Fr. Mikael Schink S.J.
26th Sunday in Ordinary Time, Year A
2023-10-01
Phil. 2:10
+ Dear brothers and sisters in Christ,
Although we just heard a significant Gospel text, I would like to take this opportunity for a meditation on the second reading from Philippians. As you may know, the Sundays of the liturgical year have two series of readings. The first series consists of the Gospel and the first reading. These two texts have been chosen so as to mutually clarify each other and usually treat similar subjects. Today’s readings for instance treat the contrast between words and actions in connection with conversion.
The second Sunday reading is part of an independent series of texts and is almost always taken from one of the New Testament epistles. Before the liturgical reform in 1969, there was for the most part only one reading besides the Gospel called the ‘epistle’. We are currently reading from St. Paul’s letter to the Philippians and will continue to do so the upcoming Sundays.
The Apostle Paul writes that “at the name of Jesus every knee should bow, in heaven and on earth and under the earth” (Phil. 2:10). This is perhaps the most important Bible verse for what we could call “The Theology of Kneeling”. Isn’t it a reasonable question why we genuflect in mass, and when we enter and exit a Church? And why do we genuflect at Eucharistic Adoration?
In modern times, there have been groups in the Catholic Church who have tried to abolish genuflection. They say that it is not compatible with modern sensibilities or with non-European cultures. For it is unsuitable for a adult to genuflect. We should rather stand as a sign of the resurrection.
If one studies history, however, one notices that the heathen Greeks and Romans had a similar view. In light of the fact that their many gods and goddesses were all but morally perfect, their attitude is comprehensible. Plutarch and Theofrastus for instance considered genuflection superstitious, and Aristotle called it barbaric (Rhetoric 1361a36).
St. Augustine agrees when it comes to Greek and Roman gods and goddesses, which he holds to be nothing but demons. But at the same time, he says that we Christians worship Jesus Christ, who has liberated us from the tyranny of demons. Therefore, we bend our knees before him. (Ratzinger, Spirit of the Liturgy IV.2.3)
Genuflection is therefore not something the Church has taken over from Greek, Roman or even medieval cultures; it is rather something specifically Christian, a liturgical symbol that manifests a divine mystery and thereby leads us to the Father.
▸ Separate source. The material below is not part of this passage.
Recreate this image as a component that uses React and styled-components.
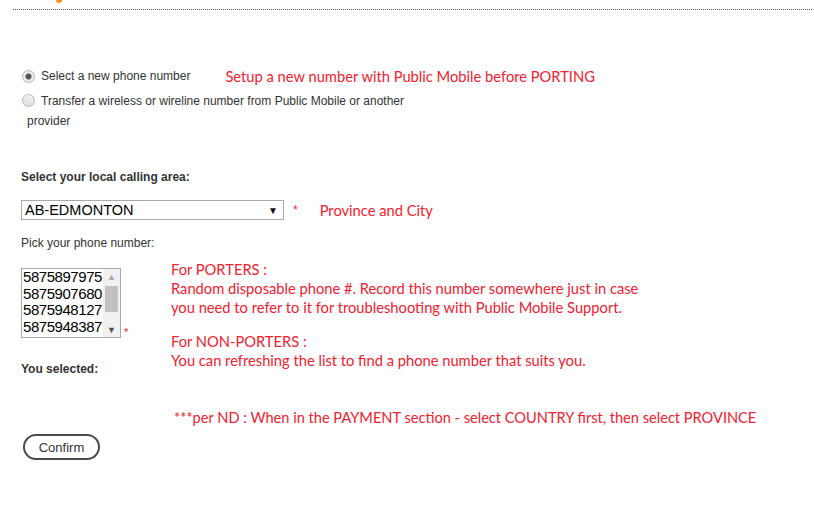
import styled, { createGlobalStyle } from 'styled-components'

const GlobalStyle = createGlobalStyle`
  html, body {
    margin: 0;
    padding: 0;
    background: #fff;
  }
  body {
    font-family: "Liberation Sans", Arial, sans-serif;
    font-size: 12px;
    color: #333;
  }
`

const numbers = ['5875897975', '5875907680', '5875948127', '5875948387']

function App() {
  return (
    <Page>
      <GlobalStyle />
      <TitleStrip>
        <TitleTail />
      </TitleStrip>

      <Form>
        <Options>
          <OptionRow>
            <Radio checked />
            <OptionText>Select a new phone number</OptionText>
            <Note $inline>Setup a new number with Public Mobile before PORTING</Note>
          </OptionRow>
          <WrapOption>
            <Radio />
            <OptionText>Transfer a wireless or wireline number from Public Mobile or another provider</OptionText>
          </WrapOption>
        </Options>

        <Label $bold>Select your local calling area:</Label>
        <SelectRow>
          <Select>
            <span>AB-EDMONTON</span>
            <Arrow>▼</Arrow>
          </Select>
          <Required>*</Required>
          <Note>Province and City</Note>
        </SelectRow>

        <Label>Pick your phone number:</Label>

        <PickGrid>
          <PickLeft>
            <ListRow>
              <ListBox>
                <Items>
                  {numbers.map((n) => (
                    <Item key={n}>{n}</Item>
                  ))}
                </Items>
                <Scrollbar>
                  <ScrollArrow $faded>▲</ScrollArrow>
                  <Track>
                    <Thumb />
                  </Track>
                  <ScrollArrow>▼</ScrollArrow>
                </Scrollbar>
              </ListBox>
              <Required $small>*</Required>
            </ListRow>
            <Label $bold $tight>You selected:</Label>
          </PickLeft>

          <Notes>
            <Note>For PORTERS :</Note>
            <Note>Random disposable phone #. Record this number somewhere just in case</Note>
            <Note>you need to refer to it for troubleshooting with Public Mobile Support.</Note>
            <Gap />
            <Note>For NON-PORTERS :</Note>
            <Note>You can refreshing the list to find a phone number that suits you.</Note>
          </Notes>
        </PickGrid>

        <Footnote>***per ND : When in the PAYMENT section - select COUNTRY first, then select PROVINCE</Footnote>

        <ConfirmButton type="button">Confirm</ConfirmButton>
      </Form>
    </Page>
  )
}

export default App

const Page = styled.div`
  width: 814px;
  height: 509px;
  overflow: hidden;
`

const TitleStrip = styled.div`
  margin-left: 13px;
  width: 799px;
  height: 9px;
  border-bottom: 1px dotted #555;
  position: relative;
`

const TitleTail = styled.span`
  position: absolute;
  left: 43px;
  top: 0;
  width: 6px;
  height: 3px;
  border-radius: 0 0 3px 3px;
  background: #f7941d;
`

const Form = styled.div`
  padding: 58px 0 0 21px;
`

const Options = styled.div`
  display: flex;
  flex-direction: column;
  gap: 7px;
  margin-bottom: 39px;
`

const OptionRow = styled.div`
  display: flex;
  align-items: center;
  height: 16px;
`

const WrapOption = styled.div`
  width: 400px;
  line-height: 20px;
  padding-left: 6px;
`

const Radio = styled.span`
  display: inline-block;
  box-sizing: border-box;
  width: 13px;
  height: 13px;
  margin: 0 6px 0 1px;
  border-radius: 50%;
  border: 1px solid #b5b5b5;
  background: ${(p) =>
    p.checked
      ? 'radial-gradient(circle, #555 0 2.5px, #9a9a9a 3px, #e8e8e8 3.6px, #f4f4f4 100%)'
      : 'linear-gradient(#f4f4f4, #dedede)'};
  vertical-align: -2px;

  ${WrapOption} & {
    margin-left: -5px;
  }
`

const OptionText = styled.span`
  font-size: 12px;
  color: #333;
`

const Note = styled.div`
  font-family: Lato, "Open Sans", sans-serif;
  font-size: 14.7px;
  line-height: 19px;
  color: #f0212f;
  white-space: nowrap;
  margin-left: ${(p) => (p.$inline ? '35px' : '0')};
`

const Label = styled.div`
  font-size: 12px;
  font-weight: ${(p) => (p.$bold ? 700 : 400)};
  color: #333;
  line-height: 14px;
  margin-bottom: ${(p) => (p.$tight ? '0' : '16px')};
`

const SelectRow = styled.div`
  display: flex;
  align-items: center;
  margin-bottom: 16px;
`

const Select = styled.div`
  box-sizing: border-box;
  width: 263px;
  height: 20px;
  border: 1px solid #a9a9a9;
  display: flex;
  align-items: center;
  justify-content: space-between;
  padding: 0 5px 0 3px;
  font-size: 14.5px;
  color: #000;
`

const Arrow = styled.span`
  font-size: 10px;
  color: #111;
`

const Required = styled.span`
  color: #f0212f;
  font-size: ${(p) => (p.$small ? '11px' : '12px')};
  margin: ${(p) => (p.$small ? '0 0 0 3px' : '0 22px 0 9px')};
  align-self: ${(p) => (p.$small ? 'flex-end' : 'auto')};
`

const PickGrid = styled.div`
  display: grid;
  grid-template-columns: 150px 1fr;
`

const PickLeft = styled.div`
  display: flex;
  flex-direction: column;
  gap: 24px;
  padding-top: 2px;
`

const ListRow = styled.div`
  display: flex;
`

const ListBox = styled.div`
  box-sizing: border-box;
  width: 100px;
  height: 70px;
  border: 1px solid #a9a9a9;
  display: flex;
  overflow: hidden;
`

const Items = styled.div`
  flex: 1;
`

const Item = styled.div`
  font-size: 15px;
  letter-spacing: -0.45px;
  line-height: 16.7px;
  color: #000;
  padding-left: 1px;
`

const Scrollbar = styled.div`
  width: 17px;
  background: #f1f1f1;
  display: flex;
  flex-direction: column;
`

const ScrollArrow = styled.div`
  height: 15px;
  display: flex;
  align-items: center;
  justify-content: center;
  font-size: 9px;
  color: ${(p) => (p.$faded ? '#a3a3a3' : '#505050')};
`

const Track = styled.div`
  flex: 1;
  padding: 2px 2px;
`

const Thumb = styled.div`
  height: 26px;
  background: #c1c1c1;
`

const Notes = styled.div`
  margin-top: -6px;
`

const Gap = styled.div`
  height: 15px;
`

const Footnote = styled.div`
  font-family: Lato, "Open Sans", sans-serif;
  font-size: 14.6px;
  color: #f0212f;
  margin: 33px 0 0 153px;
  line-height: 18px;
  white-space: nowrap;
`

const ConfirmButton = styled.button`
  display: block;
  margin: 7px 0 0 2px;
  box-sizing: border-box;
  width: 77px;
  height: 26px;
  border: 2px solid #4a4a4a;
  border-radius: 13px;
  background: #fff;
  font-family: "Liberation Sans", Arial, sans-serif;
  font-size: 13px;
  color: #333;
  padding: 0;
`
In the Gospels, we can read that Jesus prays on his knees several times. It is above all Luke who is the theologian of genuflection in a special way. He writes that Jesus in Gethsemane, just before his Passion, “knelt down and prayed” (Luke 22:41). He said: “Let your will be done, not mine”. His genuflection is an expression of this prayer, which in turn summarizes the whole mystery of salvation. For sin is nothing but a turning away from God’s will for the sake of seeking one’s own excellence in a disordered way. When we fall on our knees in Mass, we therefore unite ourselves with the suffering Christ, who also becomes present on the altar. Together with him, as members of the head, we turn to the Father saying – by the gesture of kneeling – “Thy will be done” together with the Lord.
By kneeling, Jesus and the Church together with him express humility. Humility means to not seek to be someone that one is not but rather to subject oneself to God’s will in order to be the one that God wants us to be and which we are meant to be, i.e. to find ourselves in God.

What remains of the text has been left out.